--- Begin ---

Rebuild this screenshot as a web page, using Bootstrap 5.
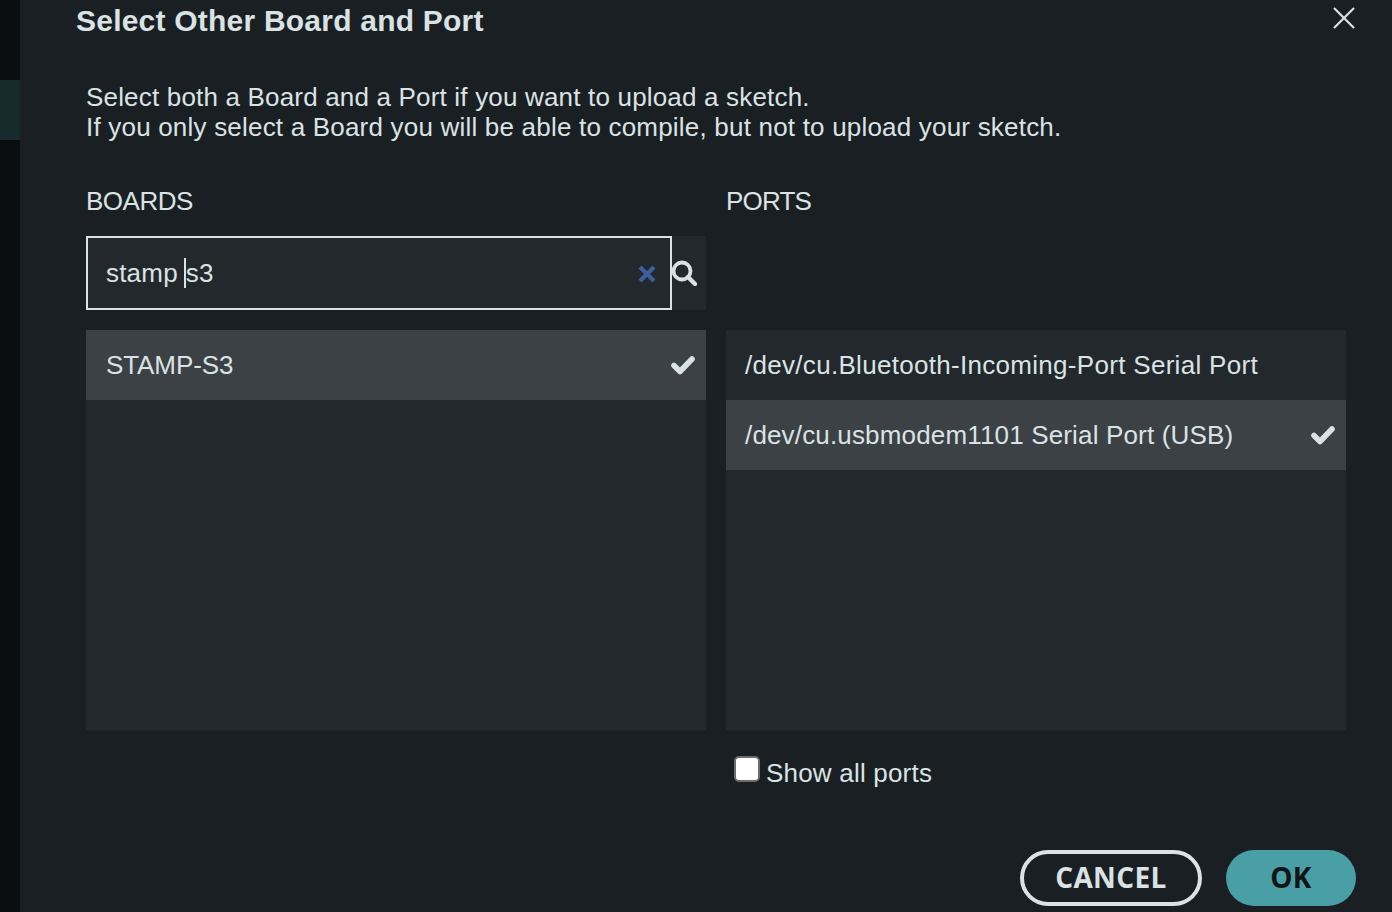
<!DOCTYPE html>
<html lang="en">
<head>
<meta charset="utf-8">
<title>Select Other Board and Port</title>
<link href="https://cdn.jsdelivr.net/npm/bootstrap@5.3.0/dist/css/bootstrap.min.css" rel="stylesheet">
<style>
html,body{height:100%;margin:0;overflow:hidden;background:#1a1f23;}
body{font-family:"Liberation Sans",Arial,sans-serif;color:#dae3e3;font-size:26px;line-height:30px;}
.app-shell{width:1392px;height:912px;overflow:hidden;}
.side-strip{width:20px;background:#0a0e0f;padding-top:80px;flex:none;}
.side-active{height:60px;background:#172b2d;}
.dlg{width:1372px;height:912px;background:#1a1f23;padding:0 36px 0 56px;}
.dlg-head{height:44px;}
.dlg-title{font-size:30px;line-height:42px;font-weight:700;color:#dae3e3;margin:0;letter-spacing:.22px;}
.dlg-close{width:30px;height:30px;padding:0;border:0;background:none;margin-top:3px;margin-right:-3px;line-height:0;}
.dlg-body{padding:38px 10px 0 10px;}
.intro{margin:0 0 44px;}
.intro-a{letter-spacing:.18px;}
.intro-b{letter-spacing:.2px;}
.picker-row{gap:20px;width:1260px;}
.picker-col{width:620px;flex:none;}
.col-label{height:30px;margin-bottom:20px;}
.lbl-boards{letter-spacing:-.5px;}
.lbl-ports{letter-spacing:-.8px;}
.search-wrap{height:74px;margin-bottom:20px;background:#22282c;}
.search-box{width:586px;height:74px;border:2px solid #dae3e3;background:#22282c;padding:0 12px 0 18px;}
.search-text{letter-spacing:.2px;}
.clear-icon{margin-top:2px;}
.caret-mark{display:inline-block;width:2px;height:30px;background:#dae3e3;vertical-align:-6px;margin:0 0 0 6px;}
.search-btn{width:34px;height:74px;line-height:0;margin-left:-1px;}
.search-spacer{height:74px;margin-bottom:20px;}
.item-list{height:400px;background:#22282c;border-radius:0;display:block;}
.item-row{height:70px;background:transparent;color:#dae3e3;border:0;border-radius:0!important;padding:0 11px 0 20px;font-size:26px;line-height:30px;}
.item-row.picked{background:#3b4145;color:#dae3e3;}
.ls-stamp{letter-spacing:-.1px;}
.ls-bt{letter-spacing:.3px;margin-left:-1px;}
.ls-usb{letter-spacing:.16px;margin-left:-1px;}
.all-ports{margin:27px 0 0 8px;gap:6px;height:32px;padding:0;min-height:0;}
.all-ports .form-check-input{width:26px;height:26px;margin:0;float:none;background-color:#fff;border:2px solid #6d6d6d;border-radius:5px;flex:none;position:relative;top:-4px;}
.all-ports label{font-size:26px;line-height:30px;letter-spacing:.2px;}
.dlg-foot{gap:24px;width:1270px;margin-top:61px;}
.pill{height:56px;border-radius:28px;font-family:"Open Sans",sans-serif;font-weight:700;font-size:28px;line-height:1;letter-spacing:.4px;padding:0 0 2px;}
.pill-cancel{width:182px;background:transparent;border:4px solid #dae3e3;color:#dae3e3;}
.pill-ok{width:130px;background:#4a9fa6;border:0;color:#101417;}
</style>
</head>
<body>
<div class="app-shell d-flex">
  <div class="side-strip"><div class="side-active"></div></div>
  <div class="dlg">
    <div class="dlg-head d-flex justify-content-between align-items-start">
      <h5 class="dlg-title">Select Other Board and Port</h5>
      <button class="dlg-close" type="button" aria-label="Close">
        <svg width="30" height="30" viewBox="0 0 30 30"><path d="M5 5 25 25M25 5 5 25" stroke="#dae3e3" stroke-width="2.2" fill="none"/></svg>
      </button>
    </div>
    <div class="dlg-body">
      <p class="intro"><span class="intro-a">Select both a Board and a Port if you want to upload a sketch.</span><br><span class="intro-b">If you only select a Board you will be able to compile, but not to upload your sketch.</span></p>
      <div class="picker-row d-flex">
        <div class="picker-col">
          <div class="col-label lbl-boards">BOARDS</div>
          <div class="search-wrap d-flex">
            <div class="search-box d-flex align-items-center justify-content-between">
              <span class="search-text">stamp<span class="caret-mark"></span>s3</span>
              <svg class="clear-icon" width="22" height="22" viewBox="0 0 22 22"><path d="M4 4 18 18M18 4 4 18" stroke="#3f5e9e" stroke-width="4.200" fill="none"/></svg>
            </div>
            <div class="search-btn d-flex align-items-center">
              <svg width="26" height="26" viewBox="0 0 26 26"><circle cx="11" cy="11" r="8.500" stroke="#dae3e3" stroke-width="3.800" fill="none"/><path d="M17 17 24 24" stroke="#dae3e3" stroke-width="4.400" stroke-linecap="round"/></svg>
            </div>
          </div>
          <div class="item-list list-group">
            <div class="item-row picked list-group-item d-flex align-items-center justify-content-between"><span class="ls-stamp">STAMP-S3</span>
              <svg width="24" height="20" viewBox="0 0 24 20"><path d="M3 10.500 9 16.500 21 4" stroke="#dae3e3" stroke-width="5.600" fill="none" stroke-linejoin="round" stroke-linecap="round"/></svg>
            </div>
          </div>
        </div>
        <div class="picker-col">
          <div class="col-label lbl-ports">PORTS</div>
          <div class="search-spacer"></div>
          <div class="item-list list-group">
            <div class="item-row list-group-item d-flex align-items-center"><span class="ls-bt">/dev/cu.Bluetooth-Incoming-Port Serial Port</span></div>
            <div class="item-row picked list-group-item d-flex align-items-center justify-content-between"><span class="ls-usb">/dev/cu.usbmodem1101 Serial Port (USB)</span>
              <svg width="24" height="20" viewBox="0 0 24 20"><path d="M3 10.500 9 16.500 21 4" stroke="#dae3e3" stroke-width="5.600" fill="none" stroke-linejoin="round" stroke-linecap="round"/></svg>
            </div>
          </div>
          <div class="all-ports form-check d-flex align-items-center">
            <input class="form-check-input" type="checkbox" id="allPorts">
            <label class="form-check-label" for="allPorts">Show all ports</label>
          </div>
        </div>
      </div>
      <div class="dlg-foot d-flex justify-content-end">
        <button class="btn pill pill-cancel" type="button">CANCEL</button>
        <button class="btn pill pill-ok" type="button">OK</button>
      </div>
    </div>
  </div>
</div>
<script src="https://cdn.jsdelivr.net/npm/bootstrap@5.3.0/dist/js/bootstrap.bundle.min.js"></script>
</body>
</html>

--- End ---

WHAT TO DO ->
Leave out the pictures and transcribe everything else exactly.

TASK RESULT ->
Rebuild this screenshot as a web page, using Bootstrap 5.
<!DOCTYPE html>
<html lang="en">
<head>
<meta charset="utf-8">
<title>Select Other Board and Port</title>
<link href="https://cdn.jsdelivr.net/npm/bootstrap@5.3.0/dist/css/bootstrap.min.css" rel="stylesheet">
<style>
html,body{height:100%;margin:0;overflow:hidden;background:#1a1f23;}
body{font-family:"Liberation Sans",Arial,sans-serif;color:#dae3e3;font-size:26px;line-height:30px;}
.app-shell{width:1392px;height:912px;overflow:hidden;}
.side-strip{width:20px;background:#0a0e0f;padding-top:80px;flex:none;}
.side-active{height:60px;background:#172b2d;}
.dlg{width:1372px;height:912px;background:#1a1f23;padding:0 36px 0 56px;}
.dlg-head{height:44px;}
.dlg-title{font-size:30px;line-height:42px;font-weight:700;color:#dae3e3;margin:0;letter-spacing:.22px;}
.dlg-close{width:30px;height:30px;padding:0;border:0;background:none;margin-top:3px;margin-right:-3px;line-height:0;}
.dlg-body{padding:38px 10px 0 10px;}
.intro{margin:0 0 44px;}
.intro-a{letter-spacing:.18px;}
.intro-b{letter-spacing:.2px;}
.picker-row{gap:20px;width:1260px;}
.picker-col{width:620px;flex:none;}
.col-label{height:30px;margin-bottom:20px;}
.lbl-boards{letter-spacing:-.5px;}
.lbl-ports{letter-spacing:-.8px;}
.search-wrap{height:74px;margin-bottom:20px;background:#22282c;}
.search-box{width:586px;height:74px;border:2px solid #dae3e3;background:#22282c;padding:0 12px 0 18px;}
.search-text{letter-spacing:.2px;}
.clear-icon{margin-top:2px;}
.caret-mark{display:inline-block;width:2px;height:30px;background:#dae3e3;vertical-align:-6px;margin:0 0 0 6px;}
.search-btn{width:34px;height:74px;line-height:0;margin-left:-1px;}
.search-spacer{height:74px;margin-bottom:20px;}
.item-list{height:400px;background:#22282c;border-radius:0;display:block;}
.item-row{height:70px;background:transparent;color:#dae3e3;border:0;border-radius:0!important;padding:0 11px 0 20px;font-size:26px;line-height:30px;}
.item-row.picked{background:#3b4145;color:#dae3e3;}
.ls-stamp{letter-spacing:-.1px;}
.ls-bt{letter-spacing:.3px;margin-left:-1px;}
.ls-usb{letter-spacing:.16px;margin-left:-1px;}
.all-ports{margin:27px 0 0 8px;gap:6px;height:32px;padding:0;min-height:0;}
.all-ports .form-check-input{width:26px;height:26px;margin:0;float:none;background-color:#fff;border:2px solid #6d6d6d;border-radius:5px;flex:none;position:relative;top:-4px;}
.all-ports label{font-size:26px;line-height:30px;letter-spacing:.2px;}
.dlg-foot{gap:24px;width:1270px;margin-top:61px;}
.pill{height:56px;border-radius:28px;font-family:"Open Sans",sans-serif;font-weight:700;font-size:28px;line-height:1;letter-spacing:.4px;padding:0 0 2px;}
.pill-cancel{width:182px;background:transparent;border:4px solid #dae3e3;color:#dae3e3;}
.pill-ok{width:130px;background:#4a9fa6;border:0;color:#101417;}
</style>
</head>
<body>
<div class="app-shell d-flex">
  <div class="side-strip"><div class="side-active"></div></div>
  <div class="dlg">
    <div class="dlg-head d-flex justify-content-between align-items-start">
      <h5 class="dlg-title">Select Other Board and Port</h5>
      <button class="dlg-close" type="button" aria-label="Close">
        <svg width="30" height="30" viewBox="0 0 30 30"><path d="M5 5 25 25M25 5 5 25" stroke="#dae3e3" stroke-width="2.2" fill="none"/></svg>
      </button>
    </div>
    <div class="dlg-body">
      <p class="intro"><span class="intro-a">Select both a Board and a Port if you want to upload a sketch.</span><br><span class="intro-b">If you only select a Board you will be able to compile, but not to upload your sketch.</span></p>
      <div class="picker-row d-flex">
        <div class="picker-col">
          <div class="col-label lbl-boards">BOARDS</div>
          <div class="search-wrap d-flex">
            <div class="search-box d-flex align-items-center justify-content-between">
              <span class="search-text">stamp<span class="caret-mark"></span>s3</span>
              <svg class="clear-icon" width="22" height="22" viewBox="0 0 22 22"><path d="M4 4 18 18M18 4 4 18" stroke="#3f5e9e" stroke-width="4.200" fill="none"/></svg>
            </div>
            <div class="search-btn d-flex align-items-center">
              <svg width="26" height="26" viewBox="0 0 26 26"><circle cx="11" cy="11" r="8.500" stroke="#dae3e3" stroke-width="3.800" fill="none"/><path d="M17 17 24 24" stroke="#dae3e3" stroke-width="4.400" stroke-linecap="round"/></svg>
            </div>
          </div>
          <div class="item-list list-group">
            <div class="item-row picked list-group-item d-flex align-items-center justify-content-between"><span class="ls-stamp">STAMP-S3</span>
              <svg width="24" height="20" viewBox="0 0 24 20"><path d="M3 10.500 9 16.500 21 4" stroke="#dae3e3" stroke-width="5.600" fill="none" stroke-linejoin="round" stroke-linecap="round"/></svg>
            </div>
          </div>
        </div>
        <div class="picker-col">
          <div class="col-label lbl-ports">PORTS</div>
          <div class="search-spacer"></div>
          <div class="item-list list-group">
            <div class="item-row list-group-item d-flex align-items-center"><span class="ls-bt">/dev/cu.Bluetooth-Incoming-Port Serial Port</span></div>
            <div class="item-row picked list-group-item d-flex align-items-center justify-content-between"><span class="ls-usb">/dev/cu.usbmodem1101 Serial Port (USB)</span>
              <svg width="24" height="20" viewBox="0 0 24 20"><path d="M3 10.500 9 16.500 21 4" stroke="#dae3e3" stroke-width="5.600" fill="none" stroke-linejoin="round" stroke-linecap="round"/></svg>
            </div>
          </div>
          <div class="all-ports form-check d-flex align-items-center">
            <input class="form-check-input" type="checkbox" id="allPorts">
            <label class="form-check-label" for="allPorts">Show all ports</label>
          </div>
        </div>
      </div>
      <div class="dlg-foot d-flex justify-content-end">
        <button class="btn pill pill-cancel" type="button">CANCEL</button>
        <button class="btn pill pill-ok" type="button">OK</button>
      </div>
    </div>
  </div>
</div>
<script src="https://cdn.jsdelivr.net/npm/bootstrap@5.3.0/dist/js/bootstrap.bundle.min.js"></script>
</body>
</html>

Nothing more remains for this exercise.